For most practical purposes, the results will be accurate to at least 4-6 significant figures, which is more than sufficient for most applications.

Can I use this calculator for free-fall problems?

Yes, you can use this calculator for free-fall problems, but you need to be careful with the sign conventions. For free-fall near the Earth's surface:

  • Acceleration due to gravity (g) is approximately 9.8 m/s² downward
  • If you choose upward as the positive direction, then acceleration should be entered as -9.8 m/s²
  • If you choose downward as the positive direction, then acceleration should be entered as +9.8 m/s²

Remember that in free-fall, the only acceleration is due to gravity (ignoring air resistance). The calculator will work perfectly for these scenarios as long as you maintain consistent sign conventions.
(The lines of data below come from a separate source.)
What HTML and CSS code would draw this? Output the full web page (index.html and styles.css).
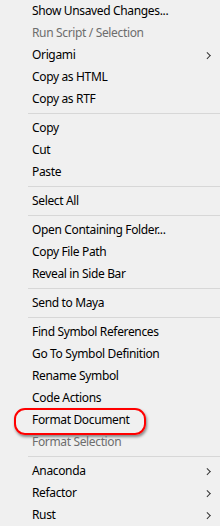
FILE: index.html
```html
<!DOCTYPE html>
<html>
<head>
<meta charset="utf-8">
<link rel="stylesheet" href="styles.css">
</head>
<body>
<div class="menu">
  <div class="item">Show Unsaved Changes...</div>
  <div class="item disabled">Run Script / Selection</div>
  <div class="item sub">Origami<span class="chev"></span></div>
  <div class="item">Copy as HTML</div>
  <div class="item">Copy as RTF</div>
  <div class="sep"></div>
  <div class="item">Copy</div>
  <div class="item">Cut</div>
  <div class="item">Paste</div>
  <div class="sep"></div>
  <div class="item">Select All</div>
  <div class="sep"></div>
  <div class="item">Open Containing Folder...</div>
  <div class="item">Copy File Path</div>
  <div class="item">Reveal in Side Bar</div>
  <div class="sep"></div>
  <div class="item">Send to Maya</div>
  <div class="sep"></div>
  <div class="item">Find Symbol References</div>
  <div class="item">Go To Symbol Definition</div>
  <div class="item">Rename Symbol</div>
  <div class="item">Code Actions</div>
  <div class="item highlight">Format Document<span class="ring"></span></div>
  <div class="item disabled">Format Selection</div>
  <div class="sep"></div>
  <div class="item sub">Anaconda<span class="chev"></span></div>
  <div class="item sub">Refactor<span class="chev"></span></div>
  <div class="item sub">Rust<span class="chev"></span></div>
</div>
</body>
</html>
```
FILE: styles.css
```css
html, body {
  margin: 0;
  padding: 0;
  background: #f0f0f0;
}
.menu {
  width: 220px;
  height: 526px;
  background: #f0f0f0;
  font-family: "Noto Sans", "Open Sans", sans-serif;
  font-size: 12px;
  letter-spacing: -0.35px;
  color: #000;
  display: flex;
  flex-direction: column;
}
.item {
  position: relative;
  height: 22px;
  line-height: 22px;
  padding-left: 32px;
  white-space: nowrap;
}
.item.disabled {
  color: #6d6d6d;
}
.sep {
  height: 7px;
  display: flex;
  align-items: center;
  padding-left: 28px;
}
.sep::before {
  content: "";
  display: block;
  flex: 1;
  height: 1px;
  background: #d7d7d7;
}
.chev {
  position: absolute;
  right: 11px;
  top: 8.5px;
  width: 3.5px;
  height: 3.5px;
  border-right: 1.3px solid #333;
  border-top: 1.3px solid #333;
  transform: rotate(45deg);
}
.ring {
  position: absolute;
  left: 14px;
  top: -1px;
  width: 128px;
  height: 23px;
  border: 2px solid #f00;
  border-radius: 11px;
  box-shadow: 1px 2px 3px rgba(0,0,0,0.45);
  pointer-events: none;
}
```
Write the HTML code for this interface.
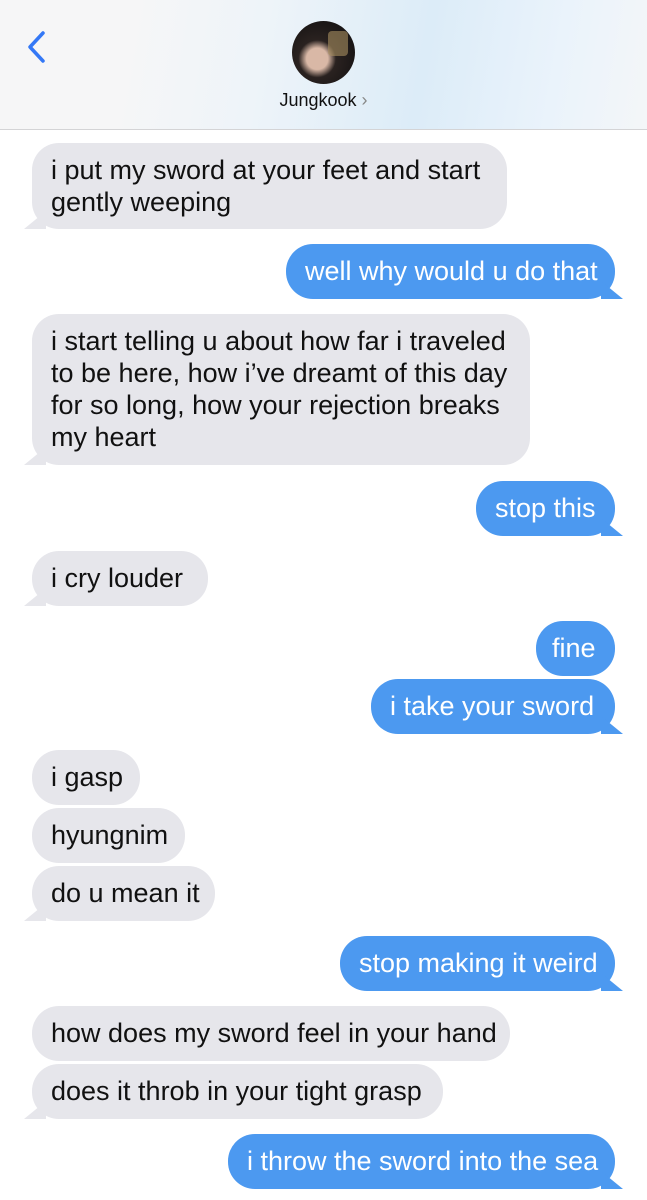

What are some practical applications of 1D motion calculations?

1D motion calculations have numerous practical applications across various fields:

  • Automotive Engineering: Designing braking systems, calculating stopping distances, and optimizing acceleration performance.
  • Sports Science: Analyzing athlete performance in running, jumping, and throwing events; optimizing training programs.
  • Robotics: Programming robotic arm movements, designing automated systems, and controlling linear actuators.
  • Manufacturing: Designing conveyor belt systems, calculating production line speeds, and optimizing material handling.
  • Aerospace: Calculating takeoff and landing distances, analyzing aircraft motion during various flight phases.
  • Physics Education: Teaching fundamental concepts of mechanics, demonstrating the relationship between force, motion, and energy.
  • Traffic Engineering: Designing safe roadways, calculating safe following distances, and optimizing traffic light timing.
  • Amusement Parks: Designing roller coasters and other rides, ensuring safety while maximizing thrill.

The principles of 1D motion are foundational to understanding more complex systems in all these fields.